Again, if trying harder were the answer than it wouldn’t be a problem anymore. There isn’t a player out there with a free throw problem that doesn’t spend extra hours in the gym. It’s embarrassing to miss free throws, to not be able to help your team late in close games. They all want to fix that. And sometimes in putting in the extra hours they might figure out a little adjustment that helps or they might get more comfortable with the shooting motion. That could pay off with an improvement in the numbers too. Trying harder isn’t the be all and end all to the issue… but to be fair, not trying would be worse.
Height Disadvantage
In being taller than most other players, obviously the big men have a natural advantage when it comes to rebounding, dunking and playing in the paint. But it could actually be a weakness as far as FTs go. Think of the arc of a free throw shot. Think of the shape and position of the hoop. The hoop is round and you want that ball to fall down through it, so the best angle for the shot to take is one that loops in that rainbow arc and therefore comes down as vertical as possible. The flatter the shot, the smaller the target are gets – the ball’s more likely to come rocketing back off the rim.
That sweet arc happens to be a lot easier to achieve for shorter players than it is for taller ones whose release point is much higher. The ball being shot from lower means that the ball is falling through the hoop higher in its parabolic downswing – shout out to year 11 maths. Less time for the ball to drift off-course. The taller player then supposedly needs to counter than by lofting it higher which takes more control and that’s a factor in itself (see the next theory).
Frankly, it all makes Dirk Nowitzki look like even more of a genius. Take a look at the rainbow that his free throws travel in.
Big Hands
This is a bit of a weird one but it makes sense in some ways. Bigger players have bigger hands. Bigger hands make the basketball smaller compared to other guys and a smaller object is tougher to manoeuvre like that. As suggested in a pretty superb ESPN piece the other day, have a go at shooting free throws with a tennis ball and see what the difference is. Hell, try them with a golf ball. Try playing soccer with a tennis ball. Try playing anything with a tennis ball that isn’t tennis. It is a bit trickier, it’s true.
Of course, Kawhi Leonard has enormous hands and stunning ball control so it doesn’t work for everyone. Still there’s more to this theory than there appears. The bigger bodies don’t move as athletically (who’d win in a shuttle race between Andre Drummond and Russell Westbrook, right?) and the mechanics of a pure shooting motion don’t come as smoothly. A slight angle that’s missed there and the ball comes clunking back off the rim.
Out of Range
Okay, now how about this one. DeAndre Jordan shot an NBA-high 70.3% from the field last season and yet his free throw figures were back at 43.0%. Why the discrepancy? Of his 381 field goal makes, including playoffs, 347 of them were made at the rim – 240 of those were dunks. He made 11 of his 39 jump shots and attempted only four from further than 10 feet out. The free throw line is 15 feet back.

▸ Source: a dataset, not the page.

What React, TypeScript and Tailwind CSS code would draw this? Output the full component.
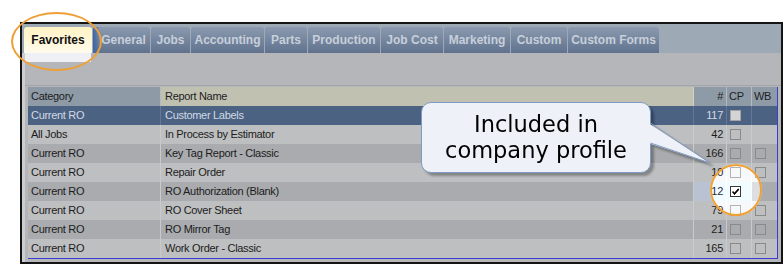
import React from 'react'

type Row = {
  category: string
  report: string
  count: number
  cp: 'empty' | 'filled' | 'checked'
  wb: boolean
}

const rows: Row[] = [
  { category: 'Current RO', report: 'Customer Labels', count: 117, cp: 'filled', wb: false },
  { category: 'All Jobs', report: 'In Process by Estimator', count: 42, cp: 'empty', wb: false },
  { category: 'Current RO', report: 'Key Tag Report - Classic', count: 166, cp: 'empty', wb: true },
  { category: 'Current RO', report: 'Repair Order', count: 10, cp: 'empty', wb: true },
  { category: 'Current RO', report: 'RO Authorization (Blank)', count: 12, cp: 'checked', wb: false },
  { category: 'Current RO', report: 'RO Cover Sheet', count: 79, cp: 'empty', wb: true },
  { category: 'Current RO', report: 'RO Mirror Tag', count: 21, cp: 'empty', wb: true },
  { category: 'Current RO', report: 'Work Order - Classic', count: 165, cp: 'empty', wb: true }
]

const tabs = [
  { label: 'General', w: 'w-[57px]' },
  { label: 'Jobs', w: 'w-[39px]' },
  { label: 'Accounting', w: 'w-[73px]' },
  { label: 'Parts', w: 'w-[42px]' },
  { label: 'Production', w: 'w-[72px]' },
  { label: 'Job Cost', w: 'w-[62px]' },
  { label: 'Marketing', w: 'w-[66px]' },
  { label: 'Custom', w: 'w-[56px]' },
  { label: 'Custom Forms', w: 'w-[91px]' }
]

const Checkbox = ({ state }: { state: Row['cp'] }) => {
  if (state === 'checked') {
    return (
      <span className="flex h-[11px] w-[11px] items-center justify-center border border-[#2a2a2a] bg-[#eef1f6]">
        <svg width="9" height="9" viewBox="0 0 9 9">
          <path d="M1.5 4.5 L3.5 6.8 L7.8 1.8" fill="none" stroke="#000" strokeWidth="1.8" />
        </svg>
      </span>
    )
  }
  return (
    <span
      className={
        state === 'filled'
          ? 'block h-[11px] w-[11px] border border-[#a4a4a4] bg-[#d4d4d4]'
          : 'block h-[11px] w-[11px] border border-[#8a8a8a]'
      }
    />
  )
}

const GridRow = ({ row, index }: { row: Row; index: number }) => {
  const selected = index === 0
  const bg = selected ? 'bg-[#4b6283]' : index % 2 === 1 ? 'bg-[#bebfc0]' : 'bg-[#a9abae]'
  const text = selected ? 'text-[#d2dae4]' : 'text-[#1c1c1c]'
  const sep = selected ? 'border-r border-[#62779a]' : 'border-r border-[#c9cacc]'
  const hot = row.cp === 'checked' ? 'bg-[#b9c2d2]' : ''

  return (
    <div className={`flex h-[19px] ${bg} ${text}`}>
      <div className={`flex w-[133px] items-center pl-[3px] ${sep}`}>{row.category}</div>
      <div className={`flex w-[533px] items-center pl-[4px] ${sep}`}>{row.report}</div>
      <div className={`flex w-[33px] items-center justify-end pr-[3px] ${sep} ${hot}`}>
        {row.count}
      </div>
      <div className={`flex w-[25px] items-center pl-[3px] ${sep} ${hot}`}>
        <Checkbox state={row.cp} />
      </div>
      <div className="flex w-[25px] items-center pl-[3px]">
        {row.wb && <Checkbox state="empty" />}
      </div>
    </div>
  )
}

export default function App() {
  return (
    <div className="relative h-[264px] w-[783px] overflow-hidden bg-white pt-[22px] pl-[20px] font-['Liberation_Sans',Arial,sans-serif]">
      <div className="flex h-[242px] w-[763px] flex-col border-2 border-[#141414]">
        {/* tab strip */}
        <div className="flex h-[29px] items-end gap-px bg-[#9ea9b6] pl-[2px]">
          <div className="flex h-[26px] w-[68px] items-center justify-center rounded-t-[3px] bg-gradient-to-b from-[#fff2c4] to-[#fffbea] text-[12px] font-bold text-[#111]">
            Favorites
          </div>
          {tabs.map((t, i) => (
            <div
              key={t.label}
              className={`relative flex h-[26px] ${t.w} items-center justify-center overflow-hidden rounded-t-[3px] bg-gradient-to-b from-[#8b9aaf] to-[#60728e] text-[12px] font-bold text-[#c7cfda]`}
            >
              {i === 0 && (
                <span className="absolute top-0 left-0 h-full w-[7px] bg-gradient-to-r from-[#3b65a8] to-transparent" />
              )}
              <span className={i === 0 ? 'pl-[4px]' : ''}>{t.label}</span>
            </div>
          ))}
        </div>

        {/* panel */}
        <div className="flex flex-1 flex-col border-l-[3px] border-[#cccdcf] bg-[#b5b6b9]">
          <div className="h-[9px] w-[66px] bg-[#eef0f5]" />
          <div className="mt-[23px] h-px bg-[#a3a5a9]" />
          <div className="mt-px ml-[3px] w-[750px] border-r border-b border-[#3c3cd2] text-[11px] tracking-[-0.3px]">
            <div className="flex h-[19px] text-[#1e1e1e]">
              <div className="flex w-[133px] items-center border-r border-[#b3bac2] bg-[#8e9aa6] pl-[3px]">
                Category
              </div>
              <div className="flex w-[533px] items-center border-r border-[#d2d3c8] bg-[#c0c1b1] pl-[4px]">
                Report Name
              </div>
              <div className="flex w-[33px] items-center justify-end border-r border-[#b3bac2] bg-[#8e9aa6] pr-[3px]">
                #
              </div>
              <div className="flex w-[25px] items-center border-r border-[#b3bac2] bg-[#8e9aa6] pl-[2px]">
                CP
              </div>
              <div className="flex w-[25px] items-center bg-[#8e9aa6] pl-[2px]">WB</div>
            </div>
            {rows.map((r, i) => (
              <GridRow key={r.report} row={r} index={i} />
            ))}
          </div>
        </div>
      </div>

      {/* highlight ring round the Favorites tab */}
      <div className="absolute top-[12px] left-[11px] h-[59px] w-[91px] rounded-[50%] border-2 border-[#eea037]" />

      {/* magnifier ring on the checked CP box */}
      <div className="absolute top-[164px] left-[710px] h-[52px] w-[52px] rounded-full border-2 border-[#f0a035] backdrop-brightness-[1.3]" />

      {/* callout */}
      <div className="absolute top-[102px] left-[421px] drop-shadow-[3px_3px_1px_rgba(0,0,0,0.3)]">
        <div className="h-[71px] w-[230px] rounded-[10px] border border-[#7f9bc3] bg-[#eef2f8] pt-[8px] text-center font-['DejaVu_Sans',Verdana,sans-serif] text-[22.5px] leading-[26px] text-black">
          Included in
          <br />
          company profile
        </div>
        <svg
          className="absolute top-[18px] left-[224px]"
          width="70"
          height="48"
          viewBox="0 0 70 48"
        >
          <polygon points="3,3 65,43 3,23" fill="#eef2f8" />
          <polyline points="5.5,3 65,43 5.5,23" fill="none" stroke="#7f9bc3" strokeWidth="1" />
        </svg>
      </div>
    </div>
  )
}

To put it frankly, maybe he’s useless at FTs because he doesn’t usually shoot from that far away. That’s not uncommon. Of the 10 best FG% in the league last season, none of those guys shot better than 62% from the charity stripe. Andrew Bogut, Dwight Howard and Steven Adams all in that group. All three of them are players that have been hacked in the past, Bogut and Howard actually seem to have gotten worse over the last few years. Adams, on the other hand, upped his free throws from 50% to 58% last season while also shooting increasingly better from beyond the rim. Funny that.
Here, by the way, is DeAndre Jordan’s shot chart from the 2015-16 season:
A Particular Set of Skills
Fitting into that last idea, there’s a pretty solid reason why players with such deficiencies can still make it to the top. Finding seven footers is not easy, especially those who are athletic enough to be decent at this thing. You can’t teach seven foot, as they say.

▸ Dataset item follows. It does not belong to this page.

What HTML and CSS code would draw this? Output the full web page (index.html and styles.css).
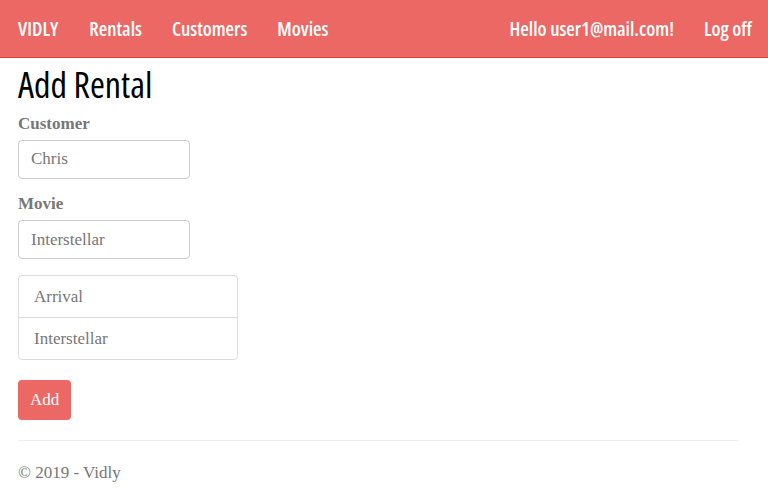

Since there is such a limited pool of talent there and it’s near impossible to compensate for that, it’s more likely that those players that fit the bill are going to make it to the NBA than it is for, say, a six foot four guard with proper handles and an alright jump shot. So it’s also more likely that they’ll get as far as they do with holes remaining in their skillset. More players to choose from and those with free throw troubles would fall by the wayside.
Preeeessuuuure
And here we come to the most pervasive part of this whole thing: the mental side. As soon as it becomes known you’re average from the line, it becomes a *thing*. Opposition fans will remind you of it whenever you step up. Opposition coaches will foul you on purpose, letting you know that they don’t fear you, that they’re going to take advantage of your weakness. And then it becomes a self-fulfilling prophecy that plays out in front of a very large audience. You’re shooting with that doubt already in your mind.
This is where it becomes so hard to overcome, because now it’s expected that you’ll miss. As soon as you indulge the idea of missing, something that otherwise should have been automatic becomes another hurdle to leap – especially when it happens in front of a crowd. Dwight Howard has been claimed to make over 80% in practice but as soon as he takes the stage in games, well that drops off to the mid-50s. He’s been taking extra steps this off-season to figure out how to deal with the pressure:
Of course, if you’ve been listening to Malcolm Gladwell’s Revisionist History podcast then you’ll know that there is an alternative out there. Hall of Famer Rick Barry was one of the greatest free throw shooters in history and his trick was that he shot them underhanded. For a single season, Wilt Chamberlain shot his underhanded and it was during that season that he had his fabled 100 point game, shooting 28 of 32 FTs in that one. This from a career 51.1% free throw shooter. But he stopped after that single season pretty much because he looked stupid shooting them underhand and despite the embarrassment of missing FTs, the embarrassment of making them while looking dumb was apparently worse. Again, a mental hurdle.
Nobody really followed Barry’s example, except for his son, Canyon, and Chinanu Onuaku, who just got drafted by the Houston Rockets (you know, the team who in recent years has had to indulge Dwight Howard, Clint Capela, Montrezl Harrell, Josh Smith, Donatas Motiejunas and their poor FTs). Those were the only two fellas in college basketball shooting the so-called granny shots. Kinda weird, that.